— Start GIVEN MATERIAL —

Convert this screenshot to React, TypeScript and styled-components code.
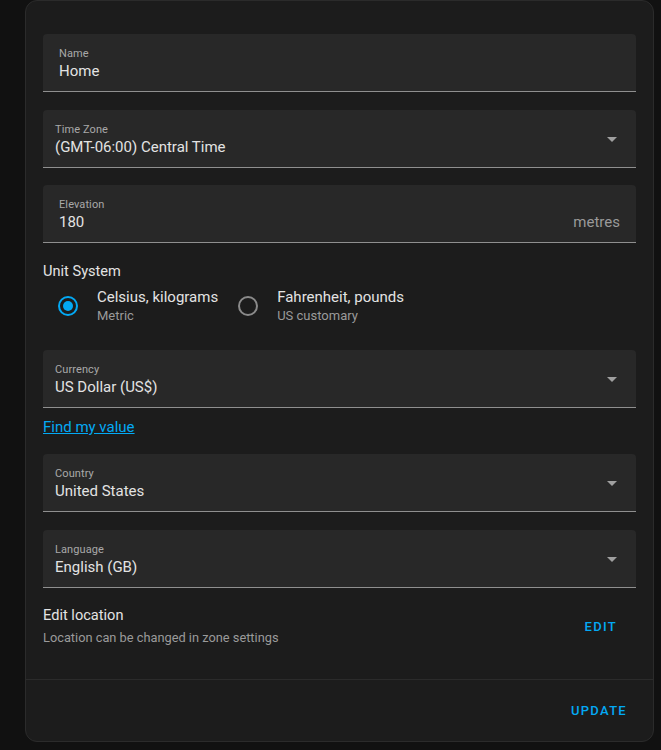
import styled, { createGlobalStyle } from 'styled-components';

const GlobalStyle = createGlobalStyle`
  html, body {
    margin: 0;
    padding: 0;
    background: #111111;
    font-family: Roboto, "Noto Sans", sans-serif;
    -webkit-font-smoothing: antialiased;
  }
`;

const Page = styled.div`
  padding-left: 25px;
  width: 629px;
  height: 750px;
`;

const Card = styled.div`
  box-sizing: border-box;
  width: 629px;
  height: 742px;
  background: #1c1c1c;
  border: 1px solid #2b2b2b;
  border-radius: 12px;
  display: flex;
  flex-direction: column;
`;

const Body = styled.div`
  flex: 1;
  padding: 33px 17px 0 17px;
  display: flex;
  flex-direction: column;
`;

const Field = styled.div<{ $select?: boolean }>`
  position: relative;
  box-sizing: border-box;
  height: 58px;
  flex-shrink: 0;
  margin-bottom: 17.5px;
  background: #282828;
  border-radius: 4px 4px 0 0;
  border-bottom: 1px solid #8f8f8f;
  padding: 0 ${(p) => (p.$select ? 12 : 16)}px;
  display: flex;
  align-items: center;
`;

const FieldText = styled.div`
  flex: 1;
  display: flex;
  flex-direction: column;
  padding-top: 3px;
`;

const Label = styled.span`
  font-size: 11px;
  line-height: 14px;
  color: #a8a8a8;
  letter-spacing: 0.1px;
`;

const Value = styled.span`
  font-size: 15px;
  line-height: 20px;
  color: #e3e3e3;
`;

const Suffix = styled.span`
  font-size: 15px;
  color: #9a9a9a;
  padding-top: 16px;
`;

const Arrow = styled.span`
  width: 0;
  height: 0;
  margin-right: 7px;
  margin-top: 2px;
  border-left: 5px solid transparent;
  border-right: 5px solid transparent;
  border-top: 5px solid #a0a0a0;
`;

const Heading = styled.div`
  font-size: 14.6px;
  color: #e3e3e3;
  line-height: 20px;
`;

const RadioRow = styled.div`
  display: flex;
  padding-left: 14px;
  margin-top: 6px;
  margin-bottom: 25px;
`;

const RadioOption = styled.label`
  display: flex;
  align-items: center;
  margin-right: 19px;
`;

const RadioCircle = styled.span<{ $checked?: boolean }>`
  box-sizing: border-box;
  width: 20px;
  height: 20px;
  border-radius: 50%;
  margin: 0 19px 0 1px;
  border: 2px solid ${(p) => (p.$checked ? '#03a9f4' : '#8a8a8a')};
  display: flex;
  align-items: center;
  justify-content: center;
  &::after {
    content: '';
    width: 10px;
    height: 10px;
    border-radius: 50%;
    background: ${(p) => (p.$checked ? '#03a9f4' : 'transparent')};
  }
`;

const RadioText = styled.div`
  display: flex;
  flex-direction: column;
`;

const RadioTitle = styled.span`
  font-size: 15px;
  line-height: 20px;
  color: #e3e3e3;
`;

const RadioSub = styled.span`
  font-size: 13px;
  line-height: 18px;
  color: #9a9a9a;
`;

const Link = styled.a`
  font-size: 15px;
  color: #03a9f4;
  text-decoration: underline;
  line-height: 20px;
  margin-top: -8px;
  margin-bottom: 17px;
  align-self: flex-start;
`;

const SettingRow = styled.div`
  display: flex;
  align-items: center;
  justify-content: space-between;
  padding-right: 11px;
`;

const SettingText = styled.div`
  display: flex;
  flex-direction: column;
`;

const SettingTitle = styled.span`
  font-size: 14.6px;
  line-height: 20px;
  color: #e3e3e3;
`;

const SettingSub = styled.span`
  font-size: 12.8px;
  line-height: 20px;
  margin-top: 3px;
  color: #9a9a9a;
`;

const TextButton = styled.button`
  background: none;
  border: none;
  font-family: Roboto, sans-serif;
  font-size: 13px;
  font-weight: 500;
  letter-spacing: 1.3px;
  color: #03a9f4;
  padding: 8px;
  cursor: pointer;
`;

const Footer = styled.div`
  border-top: 1px solid #2b2b2b;
  height: 61px;
  display: flex;
  align-items: center;
  justify-content: flex-end;
  padding-right: 18px;
`;

function TextField({ label, value, suffix, select }: { label: string; value: string; suffix?: string; select?: boolean }) {
  return (
    <Field $select={select}>
      <FieldText>
        <Label>{label}</Label>
        <Value>{value}</Value>
      </FieldText>
      {suffix && <Suffix>{suffix}</Suffix>}
      {select && <Arrow />}
    </Field>
  );
}

export default function App() {
  return (
    <>
      <GlobalStyle />
      <Page>
        <Card>
          <Body>
            <TextField label="Name" value="Home" />
            <TextField label="Time Zone" value="(GMT-06:00) Central Time" select />
            <TextField label="Elevation" value="180" suffix="metres" />
            <Heading>Unit System</Heading>
            <RadioRow>
              <RadioOption>
                <RadioCircle $checked />
                <RadioText>
                  <RadioTitle>Celsius, kilograms</RadioTitle>
                  <RadioSub>Metric</RadioSub>
                </RadioText>
              </RadioOption>
              <RadioOption>
                <RadioCircle />
                <RadioText>
                  <RadioTitle>Fahrenheit, pounds</RadioTitle>
                  <RadioSub>US customary</RadioSub>
                </RadioText>
              </RadioOption>
            </RadioRow>
            <TextField label="Currency" value="US Dollar (US$)" select />
            <Link href="#">Find my value</Link>
            <TextField label="Country" value="United States" select />
            <TextField label="Language" value="English (GB)" select />
            <SettingRow>
              <SettingText>
                <SettingTitle>Edit location</SettingTitle>
                <SettingSub>Location can be changed in zone settings</SettingSub>
              </SettingText>
              <TextButton>EDIT</TextButton>
            </SettingRow>
          </Body>
          <Footer>
            <TextButton>UPDATE</TextButton>
          </Footer>
        </Card>
      </Page>
    </>
  );
}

— End GIVEN MATERIAL —

=== TASK BRIEF ===
Exclude the images and reproduce the remaining data exactly.

=== SOLVED PROBLEM ===
Convert this screenshot to React, TypeScript and styled-components code.
import styled, { createGlobalStyle } from 'styled-components';

const GlobalStyle = createGlobalStyle`
  html, body {
    margin: 0;
    padding: 0;
    background: #111111;
    font-family: Roboto, "Noto Sans", sans-serif;
    -webkit-font-smoothing: antialiased;
  }
`;

const Page = styled.div`
  padding-left: 25px;
  width: 629px;
  height: 750px;
`;

const Card = styled.div`
  box-sizing: border-box;
  width: 629px;
  height: 742px;
  background: #1c1c1c;
  border: 1px solid #2b2b2b;
  border-radius: 12px;
  display: flex;
  flex-direction: column;
`;

const Body = styled.div`
  flex: 1;
  padding: 33px 17px 0 17px;
  display: flex;
  flex-direction: column;
`;

const Field = styled.div<{ $select?: boolean }>`
  position: relative;
  box-sizing: border-box;
  height: 58px;
  flex-shrink: 0;
  margin-bottom: 17.5px;
  background: #282828;
  border-radius: 4px 4px 0 0;
  border-bottom: 1px solid #8f8f8f;
  padding: 0 ${(p) => (p.$select ? 12 : 16)}px;
  display: flex;
  align-items: center;
`;

const FieldText = styled.div`
  flex: 1;
  display: flex;
  flex-direction: column;
  padding-top: 3px;
`;

const Label = styled.span`
  font-size: 11px;
  line-height: 14px;
  color: #a8a8a8;
  letter-spacing: 0.1px;
`;

const Value = styled.span`
  font-size: 15px;
  line-height: 20px;
  color: #e3e3e3;
`;

const Suffix = styled.span`
  font-size: 15px;
  color: #9a9a9a;
  padding-top: 16px;
`;

const Arrow = styled.span`
  width: 0;
  height: 0;
  margin-right: 7px;
  margin-top: 2px;
  border-left: 5px solid transparent;
  border-right: 5px solid transparent;
  border-top: 5px solid #a0a0a0;
`;

const Heading = styled.div`
  font-size: 14.6px;
  color: #e3e3e3;
  line-height: 20px;
`;

const RadioRow = styled.div`
  display: flex;
  padding-left: 14px;
  margin-top: 6px;
  margin-bottom: 25px;
`;

const RadioOption = styled.label`
  display: flex;
  align-items: center;
  margin-right: 19px;
`;

const RadioCircle = styled.span<{ $checked?: boolean }>`
  box-sizing: border-box;
  width: 20px;
  height: 20px;
  border-radius: 50%;
  margin: 0 19px 0 1px;
  border: 2px solid ${(p) => (p.$checked ? '#03a9f4' : '#8a8a8a')};
  display: flex;
  align-items: center;
  justify-content: center;
  &::after {
    content: '';
    width: 10px;
    height: 10px;
    border-radius: 50%;
    background: ${(p) => (p.$checked ? '#03a9f4' : 'transparent')};
  }
`;

const RadioText = styled.div`
  display: flex;
  flex-direction: column;
`;

const RadioTitle = styled.span`
  font-size: 15px;
  line-height: 20px;
  color: #e3e3e3;
`;

const RadioSub = styled.span`
  font-size: 13px;
  line-height: 18px;
  color: #9a9a9a;
`;

const Link = styled.a`
  font-size: 15px;
  color: #03a9f4;
  text-decoration: underline;
  line-height: 20px;
  margin-top: -8px;
  margin-bottom: 17px;
  align-self: flex-start;
`;

const SettingRow = styled.div`
  display: flex;
  align-items: center;
  justify-content: space-between;
  padding-right: 11px;
`;

const SettingText = styled.div`
  display: flex;
  flex-direction: column;
`;

const SettingTitle = styled.span`
  font-size: 14.6px;
  line-height: 20px;
  color: #e3e3e3;
`;

const SettingSub = styled.span`
  font-size: 12.8px;
  line-height: 20px;
  margin-top: 3px;
  color: #9a9a9a;
`;

const TextButton = styled.button`
  background: none;
  border: none;
  font-family: Roboto, sans-serif;
  font-size: 13px;
  font-weight: 500;
  letter-spacing: 1.3px;
  color: #03a9f4;
  padding: 8px;
  cursor: pointer;
`;

const Footer = styled.div`
  border-top: 1px solid #2b2b2b;
  height: 61px;
  display: flex;
  align-items: center;
  justify-content: flex-end;
  padding-right: 18px;
`;

function TextField({ label, value, suffix, select }: { label: string; value: string; suffix?: string; select?: boolean }) {
  return (
    <Field $select={select}>
      <FieldText>
        <Label>{label}</Label>
        <Value>{value}</Value>
      </FieldText>
      {suffix && <Suffix>{suffix}</Suffix>}
      {select && <Arrow />}
    </Field>
  );
}

export default function App() {
  return (
    <>
      <GlobalStyle />
      <Page>
        <Card>
          <Body>
            <TextField label="Name" value="Home" />
            <TextField label="Time Zone" value="(GMT-06:00) Central Time" select />
            <TextField label="Elevation" value="180" suffix="metres" />
            <Heading>Unit System</Heading>
            <RadioRow>
              <RadioOption>
                <RadioCircle $checked />
                <RadioText>
                  <RadioTitle>Celsius, kilograms</RadioTitle>
                  <RadioSub>Metric</RadioSub>
                </RadioText>
              </RadioOption>
              <RadioOption>
                <RadioCircle />
                <RadioText>
                  <RadioTitle>Fahrenheit, pounds</RadioTitle>
                  <RadioSub>US customary</RadioSub>
                </RadioText>
              </RadioOption>
            </RadioRow>
            <TextField label="Currency" value="US Dollar (US$)" select />
            <Link href="#">Find my value</Link>
            <TextField label="Country" value="United States" select />
            <TextField label="Language" value="English (GB)" select />
            <SettingRow>
              <SettingText>
                <SettingTitle>Edit location</SettingTitle>
                <SettingSub>Location can be changed in zone settings</SettingSub>
              </SettingText>
              <TextButton>EDIT</TextButton>
            </SettingRow>
          </Body>
          <Footer>
            <TextButton>UPDATE</TextButton>
          </Footer>
        </Card>
      </Page>
    </>
  );
}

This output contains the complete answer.